**DATA SEGMENT**

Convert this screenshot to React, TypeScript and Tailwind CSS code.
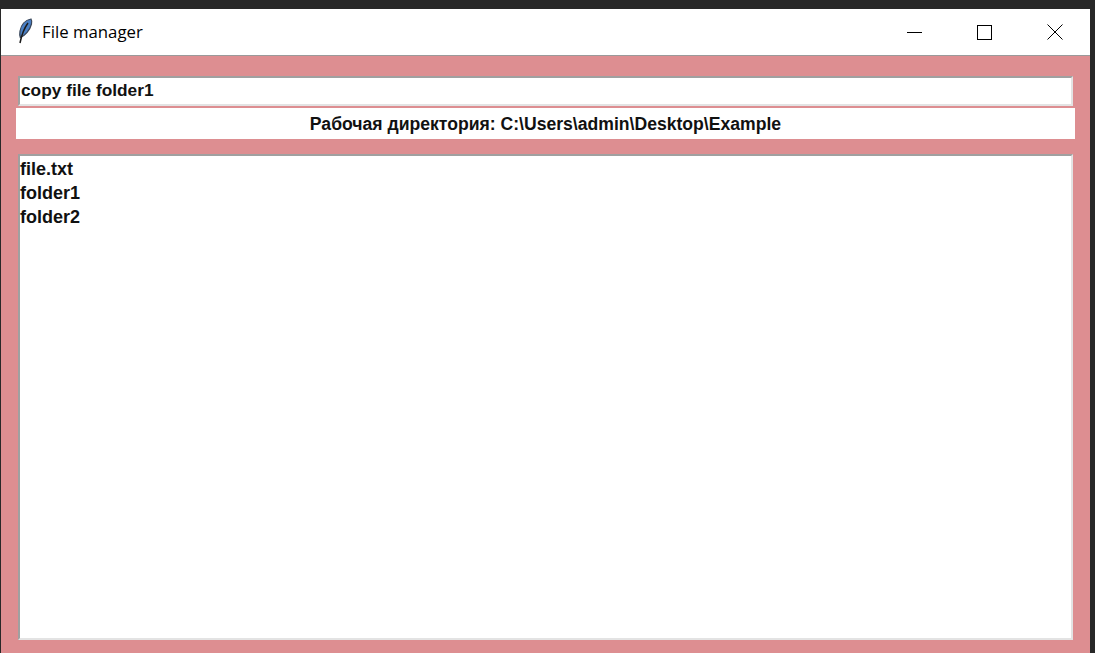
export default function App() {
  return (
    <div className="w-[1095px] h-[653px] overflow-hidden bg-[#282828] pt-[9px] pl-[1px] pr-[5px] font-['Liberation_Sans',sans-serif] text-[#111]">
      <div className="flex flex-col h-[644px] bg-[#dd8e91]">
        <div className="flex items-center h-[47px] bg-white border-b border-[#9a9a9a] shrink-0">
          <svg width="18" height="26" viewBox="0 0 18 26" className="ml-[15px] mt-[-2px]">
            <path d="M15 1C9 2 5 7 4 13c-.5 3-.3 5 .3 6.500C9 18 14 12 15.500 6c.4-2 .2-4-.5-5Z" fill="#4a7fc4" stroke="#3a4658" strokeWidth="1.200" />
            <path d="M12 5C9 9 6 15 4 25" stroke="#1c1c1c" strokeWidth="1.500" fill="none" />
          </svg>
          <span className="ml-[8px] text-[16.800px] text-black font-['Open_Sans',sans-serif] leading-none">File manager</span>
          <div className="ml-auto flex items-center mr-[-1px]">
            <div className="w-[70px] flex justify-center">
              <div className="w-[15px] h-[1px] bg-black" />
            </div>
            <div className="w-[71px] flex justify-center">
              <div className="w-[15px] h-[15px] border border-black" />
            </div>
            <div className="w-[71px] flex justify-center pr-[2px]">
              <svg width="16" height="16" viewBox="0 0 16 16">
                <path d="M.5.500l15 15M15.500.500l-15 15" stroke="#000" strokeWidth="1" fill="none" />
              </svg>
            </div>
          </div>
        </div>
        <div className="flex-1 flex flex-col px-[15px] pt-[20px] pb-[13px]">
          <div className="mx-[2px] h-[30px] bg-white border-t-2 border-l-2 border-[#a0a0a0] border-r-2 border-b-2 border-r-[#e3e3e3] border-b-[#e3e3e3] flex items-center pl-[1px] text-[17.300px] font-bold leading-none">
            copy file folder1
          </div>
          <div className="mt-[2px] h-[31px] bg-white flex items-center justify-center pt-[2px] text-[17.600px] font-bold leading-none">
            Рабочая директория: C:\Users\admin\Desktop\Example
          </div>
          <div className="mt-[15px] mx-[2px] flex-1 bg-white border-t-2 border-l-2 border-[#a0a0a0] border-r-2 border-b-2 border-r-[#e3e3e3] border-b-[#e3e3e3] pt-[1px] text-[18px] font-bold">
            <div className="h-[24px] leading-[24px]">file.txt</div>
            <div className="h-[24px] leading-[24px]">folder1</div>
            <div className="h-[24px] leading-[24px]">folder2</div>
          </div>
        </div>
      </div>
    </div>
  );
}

**DESCRIPTION OF THE TASK**
The material above holds pictures; copy everything else in it exactly.

**THE RESPONSE**
Convert this screenshot to React, TypeScript and Tailwind CSS code.
export default function App() {
  return (
    <div className="w-[1095px] h-[653px] overflow-hidden bg-[#282828] pt-[9px] pl-[1px] pr-[5px] font-['Liberation_Sans',sans-serif] text-[#111]">
      <div className="flex flex-col h-[644px] bg-[#dd8e91]">
        <div className="flex items-center h-[47px] bg-white border-b border-[#9a9a9a] shrink-0">
          <svg width="18" height="26" viewBox="0 0 18 26" className="ml-[15px] mt-[-2px]">
            <path d="M15 1C9 2 5 7 4 13c-.5 3-.3 5 .3 6.500C9 18 14 12 15.500 6c.4-2 .2-4-.5-5Z" fill="#4a7fc4" stroke="#3a4658" strokeWidth="1.200" />
            <path d="M12 5C9 9 6 15 4 25" stroke="#1c1c1c" strokeWidth="1.500" fill="none" />
          </svg>
          <span className="ml-[8px] text-[16.800px] text-black font-['Open_Sans',sans-serif] leading-none">File manager</span>
          <div className="ml-auto flex items-center mr-[-1px]">
            <div className="w-[70px] flex justify-center">
              <div className="w-[15px] h-[1px] bg-black" />
            </div>
            <div className="w-[71px] flex justify-center">
              <div className="w-[15px] h-[15px] border border-black" />
            </div>
            <div className="w-[71px] flex justify-center pr-[2px]">
              <svg width="16" height="16" viewBox="0 0 16 16">
                <path d="M.5.500l15 15M15.500.500l-15 15" stroke="#000" strokeWidth="1" fill="none" />
              </svg>
            </div>
          </div>
        </div>
        <div className="flex-1 flex flex-col px-[15px] pt-[20px] pb-[13px]">
          <div className="mx-[2px] h-[30px] bg-white border-t-2 border-l-2 border-[#a0a0a0] border-r-2 border-b-2 border-r-[#e3e3e3] border-b-[#e3e3e3] flex items-center pl-[1px] text-[17.300px] font-bold leading-none">
            copy file folder1
          </div>
          <div className="mt-[2px] h-[31px] bg-white flex items-center justify-center pt-[2px] text-[17.600px] font-bold leading-none">
            Рабочая директория: C:\Users\admin\Desktop\Example
          </div>
          <div className="mt-[15px] mx-[2px] flex-1 bg-white border-t-2 border-l-2 border-[#a0a0a0] border-r-2 border-b-2 border-r-[#e3e3e3] border-b-[#e3e3e3] pt-[1px] text-[18px] font-bold">
            <div className="h-[24px] leading-[24px]">file.txt</div>
            <div className="h-[24px] leading-[24px]">folder1</div>
            <div className="h-[24px] leading-[24px]">folder2</div>
          </div>
        </div>
      </div>
    </div>
  );
}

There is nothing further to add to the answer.